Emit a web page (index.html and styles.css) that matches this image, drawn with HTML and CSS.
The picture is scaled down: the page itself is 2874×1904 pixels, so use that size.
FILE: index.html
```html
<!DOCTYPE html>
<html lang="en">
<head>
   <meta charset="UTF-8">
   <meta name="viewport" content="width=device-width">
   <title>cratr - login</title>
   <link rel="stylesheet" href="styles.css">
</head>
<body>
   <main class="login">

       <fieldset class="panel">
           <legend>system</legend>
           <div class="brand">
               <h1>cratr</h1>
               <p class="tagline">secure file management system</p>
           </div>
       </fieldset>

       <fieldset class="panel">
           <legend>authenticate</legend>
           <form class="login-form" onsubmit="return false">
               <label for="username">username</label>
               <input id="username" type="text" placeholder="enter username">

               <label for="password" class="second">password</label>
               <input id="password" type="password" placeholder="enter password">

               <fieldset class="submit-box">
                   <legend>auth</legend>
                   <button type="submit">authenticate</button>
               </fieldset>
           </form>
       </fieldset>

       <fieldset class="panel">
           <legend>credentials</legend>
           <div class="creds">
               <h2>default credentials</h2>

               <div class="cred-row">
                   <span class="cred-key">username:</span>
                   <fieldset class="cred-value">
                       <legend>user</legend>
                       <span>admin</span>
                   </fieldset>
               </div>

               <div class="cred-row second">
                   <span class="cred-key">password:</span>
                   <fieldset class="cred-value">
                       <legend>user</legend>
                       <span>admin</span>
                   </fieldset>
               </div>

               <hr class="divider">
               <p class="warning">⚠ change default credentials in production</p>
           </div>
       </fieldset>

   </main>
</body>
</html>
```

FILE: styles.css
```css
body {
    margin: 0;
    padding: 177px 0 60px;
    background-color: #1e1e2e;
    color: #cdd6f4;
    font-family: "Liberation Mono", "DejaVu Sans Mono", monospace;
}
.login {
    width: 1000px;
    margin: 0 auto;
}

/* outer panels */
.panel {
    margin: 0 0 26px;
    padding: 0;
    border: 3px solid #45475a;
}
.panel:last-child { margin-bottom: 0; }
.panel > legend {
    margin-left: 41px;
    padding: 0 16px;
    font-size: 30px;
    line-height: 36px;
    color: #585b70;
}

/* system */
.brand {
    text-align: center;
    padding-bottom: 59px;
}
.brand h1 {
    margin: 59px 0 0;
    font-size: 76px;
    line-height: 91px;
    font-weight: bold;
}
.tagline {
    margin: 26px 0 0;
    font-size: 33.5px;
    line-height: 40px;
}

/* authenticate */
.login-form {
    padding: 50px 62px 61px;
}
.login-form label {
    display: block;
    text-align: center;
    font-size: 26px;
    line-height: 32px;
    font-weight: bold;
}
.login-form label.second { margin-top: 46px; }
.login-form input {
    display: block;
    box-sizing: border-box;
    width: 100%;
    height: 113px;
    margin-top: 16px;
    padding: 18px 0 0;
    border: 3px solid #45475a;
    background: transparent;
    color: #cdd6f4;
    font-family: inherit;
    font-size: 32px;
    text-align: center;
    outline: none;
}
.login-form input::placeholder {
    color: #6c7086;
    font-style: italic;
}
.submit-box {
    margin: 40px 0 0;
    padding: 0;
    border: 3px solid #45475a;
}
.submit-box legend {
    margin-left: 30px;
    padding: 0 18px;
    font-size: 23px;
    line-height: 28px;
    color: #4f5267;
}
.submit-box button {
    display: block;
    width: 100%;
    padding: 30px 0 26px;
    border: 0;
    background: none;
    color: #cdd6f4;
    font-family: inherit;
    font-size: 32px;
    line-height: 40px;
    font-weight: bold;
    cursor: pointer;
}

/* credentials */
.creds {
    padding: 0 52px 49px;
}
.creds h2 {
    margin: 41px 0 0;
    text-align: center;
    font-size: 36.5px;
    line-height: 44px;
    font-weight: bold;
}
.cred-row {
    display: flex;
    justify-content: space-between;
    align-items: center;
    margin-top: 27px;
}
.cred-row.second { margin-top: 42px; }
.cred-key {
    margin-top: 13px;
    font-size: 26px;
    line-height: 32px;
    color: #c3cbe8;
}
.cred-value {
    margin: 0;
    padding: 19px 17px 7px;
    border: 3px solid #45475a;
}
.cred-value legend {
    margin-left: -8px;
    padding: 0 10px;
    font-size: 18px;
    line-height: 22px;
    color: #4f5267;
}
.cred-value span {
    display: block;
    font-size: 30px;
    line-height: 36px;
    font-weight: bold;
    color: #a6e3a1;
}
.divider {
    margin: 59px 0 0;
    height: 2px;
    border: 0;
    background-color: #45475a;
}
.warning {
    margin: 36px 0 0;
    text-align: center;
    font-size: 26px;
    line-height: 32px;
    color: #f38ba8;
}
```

┄┄┄┄┄┄

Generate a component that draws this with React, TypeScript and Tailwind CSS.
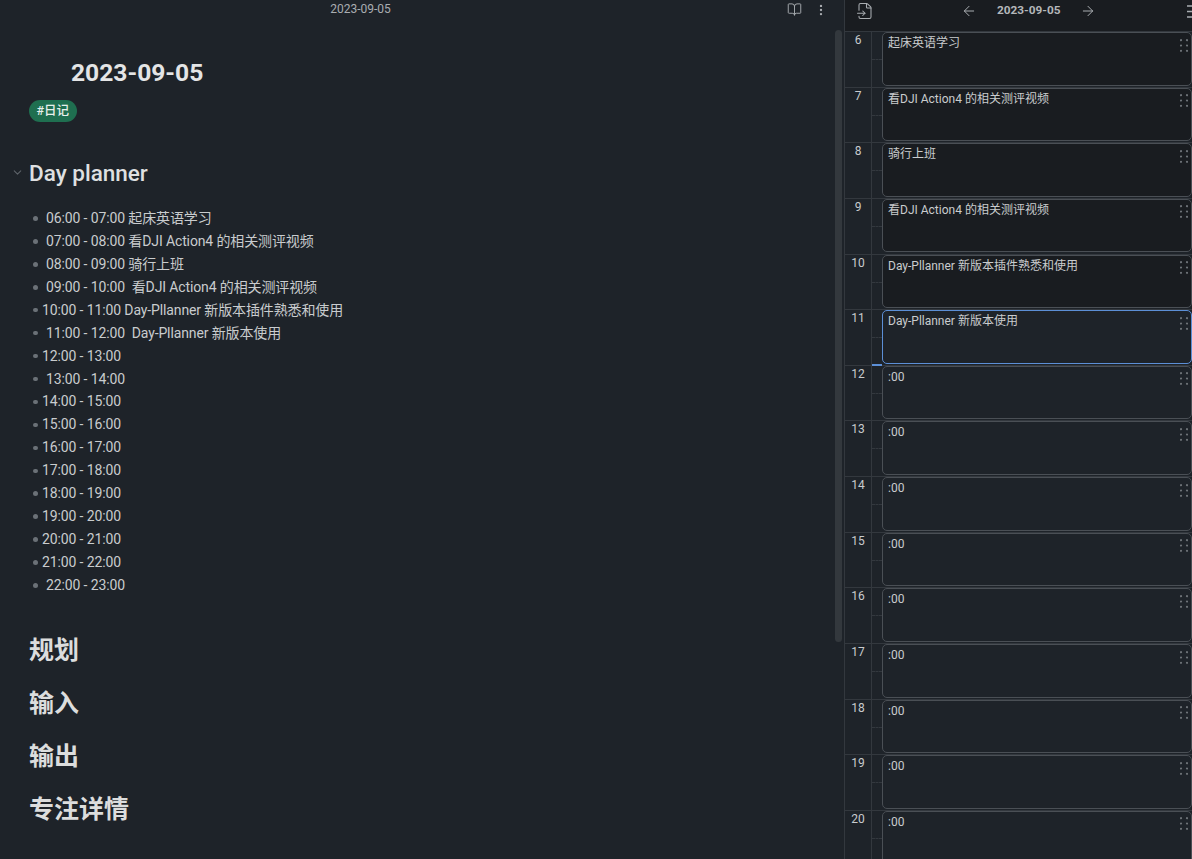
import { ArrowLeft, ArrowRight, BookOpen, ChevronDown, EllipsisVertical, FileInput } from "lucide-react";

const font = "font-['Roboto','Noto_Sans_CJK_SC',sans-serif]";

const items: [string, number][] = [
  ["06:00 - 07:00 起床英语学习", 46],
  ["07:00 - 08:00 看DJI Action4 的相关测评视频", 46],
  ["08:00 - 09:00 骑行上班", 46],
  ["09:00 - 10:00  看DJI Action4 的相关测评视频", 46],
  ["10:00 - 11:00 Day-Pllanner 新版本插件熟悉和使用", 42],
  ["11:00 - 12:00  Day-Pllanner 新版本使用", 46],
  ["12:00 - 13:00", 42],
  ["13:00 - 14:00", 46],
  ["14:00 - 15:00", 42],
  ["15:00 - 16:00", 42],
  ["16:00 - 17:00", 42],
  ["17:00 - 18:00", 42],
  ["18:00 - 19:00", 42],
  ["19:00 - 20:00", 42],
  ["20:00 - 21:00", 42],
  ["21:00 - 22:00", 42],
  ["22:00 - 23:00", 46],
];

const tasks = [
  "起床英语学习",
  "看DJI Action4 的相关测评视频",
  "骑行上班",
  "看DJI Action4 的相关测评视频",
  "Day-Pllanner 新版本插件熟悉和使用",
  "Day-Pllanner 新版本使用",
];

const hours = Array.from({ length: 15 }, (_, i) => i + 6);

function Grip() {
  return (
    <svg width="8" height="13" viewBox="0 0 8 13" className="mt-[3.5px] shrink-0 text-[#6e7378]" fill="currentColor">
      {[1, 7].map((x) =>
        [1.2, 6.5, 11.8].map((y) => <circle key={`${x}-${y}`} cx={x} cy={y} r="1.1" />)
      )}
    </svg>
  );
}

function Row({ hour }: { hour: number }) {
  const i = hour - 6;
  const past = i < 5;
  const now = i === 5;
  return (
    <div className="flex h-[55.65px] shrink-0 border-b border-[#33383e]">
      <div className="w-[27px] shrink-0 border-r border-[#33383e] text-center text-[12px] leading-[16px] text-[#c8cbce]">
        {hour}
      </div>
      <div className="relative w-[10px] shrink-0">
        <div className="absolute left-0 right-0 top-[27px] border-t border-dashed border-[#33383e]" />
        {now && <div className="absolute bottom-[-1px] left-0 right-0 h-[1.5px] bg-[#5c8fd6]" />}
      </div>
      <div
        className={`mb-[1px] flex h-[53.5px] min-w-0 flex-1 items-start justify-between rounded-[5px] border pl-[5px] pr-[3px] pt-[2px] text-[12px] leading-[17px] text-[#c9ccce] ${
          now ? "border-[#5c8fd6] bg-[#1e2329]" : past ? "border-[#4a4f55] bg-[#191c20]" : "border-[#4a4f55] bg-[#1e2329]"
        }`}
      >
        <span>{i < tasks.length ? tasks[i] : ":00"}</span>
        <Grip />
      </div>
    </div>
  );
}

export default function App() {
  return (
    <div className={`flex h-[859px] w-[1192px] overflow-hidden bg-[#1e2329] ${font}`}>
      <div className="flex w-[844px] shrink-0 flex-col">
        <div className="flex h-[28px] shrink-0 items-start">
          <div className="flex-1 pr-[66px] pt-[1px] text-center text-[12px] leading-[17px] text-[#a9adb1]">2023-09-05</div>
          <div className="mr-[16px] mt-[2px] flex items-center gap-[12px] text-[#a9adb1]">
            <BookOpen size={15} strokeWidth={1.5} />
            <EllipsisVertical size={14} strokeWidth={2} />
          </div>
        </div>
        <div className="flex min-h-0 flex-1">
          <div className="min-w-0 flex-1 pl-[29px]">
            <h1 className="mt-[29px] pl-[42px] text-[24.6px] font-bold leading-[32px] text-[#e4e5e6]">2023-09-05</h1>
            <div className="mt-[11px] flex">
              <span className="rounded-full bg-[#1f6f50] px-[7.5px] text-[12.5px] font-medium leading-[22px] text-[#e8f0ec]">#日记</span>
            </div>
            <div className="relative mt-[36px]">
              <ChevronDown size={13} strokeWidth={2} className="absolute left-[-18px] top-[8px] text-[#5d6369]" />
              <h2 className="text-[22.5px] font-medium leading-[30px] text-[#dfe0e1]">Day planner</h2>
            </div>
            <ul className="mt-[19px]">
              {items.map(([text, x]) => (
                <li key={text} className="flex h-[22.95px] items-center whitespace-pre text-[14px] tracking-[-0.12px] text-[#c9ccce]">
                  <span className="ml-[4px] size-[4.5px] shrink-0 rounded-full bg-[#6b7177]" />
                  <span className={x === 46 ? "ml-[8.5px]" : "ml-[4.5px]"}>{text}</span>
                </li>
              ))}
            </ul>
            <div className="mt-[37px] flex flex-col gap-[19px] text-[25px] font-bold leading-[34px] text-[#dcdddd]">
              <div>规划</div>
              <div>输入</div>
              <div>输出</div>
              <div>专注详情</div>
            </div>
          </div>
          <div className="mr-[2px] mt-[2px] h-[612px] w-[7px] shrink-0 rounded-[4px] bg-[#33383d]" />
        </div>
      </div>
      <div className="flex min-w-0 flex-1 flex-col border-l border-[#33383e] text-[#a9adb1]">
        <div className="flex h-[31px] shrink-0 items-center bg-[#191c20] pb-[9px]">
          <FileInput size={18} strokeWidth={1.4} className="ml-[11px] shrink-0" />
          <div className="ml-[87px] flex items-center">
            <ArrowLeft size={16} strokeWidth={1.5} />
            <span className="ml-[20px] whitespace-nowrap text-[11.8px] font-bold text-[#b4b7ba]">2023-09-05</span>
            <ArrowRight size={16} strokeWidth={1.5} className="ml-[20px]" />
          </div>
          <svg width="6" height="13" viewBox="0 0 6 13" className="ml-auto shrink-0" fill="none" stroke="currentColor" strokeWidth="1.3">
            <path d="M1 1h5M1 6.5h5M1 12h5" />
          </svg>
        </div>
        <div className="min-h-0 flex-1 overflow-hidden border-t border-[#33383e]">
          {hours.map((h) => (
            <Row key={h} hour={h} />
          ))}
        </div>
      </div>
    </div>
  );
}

┄┄┄┄┄┄

#### Job
Search the data for "styles". Copy every line that has it.

#### Worked solution
Emit a web page (index.html and styles.css) that matches this image, drawn with HTML and CSS.
   <link rel="stylesheet" href="styles.css">
FILE: styles.css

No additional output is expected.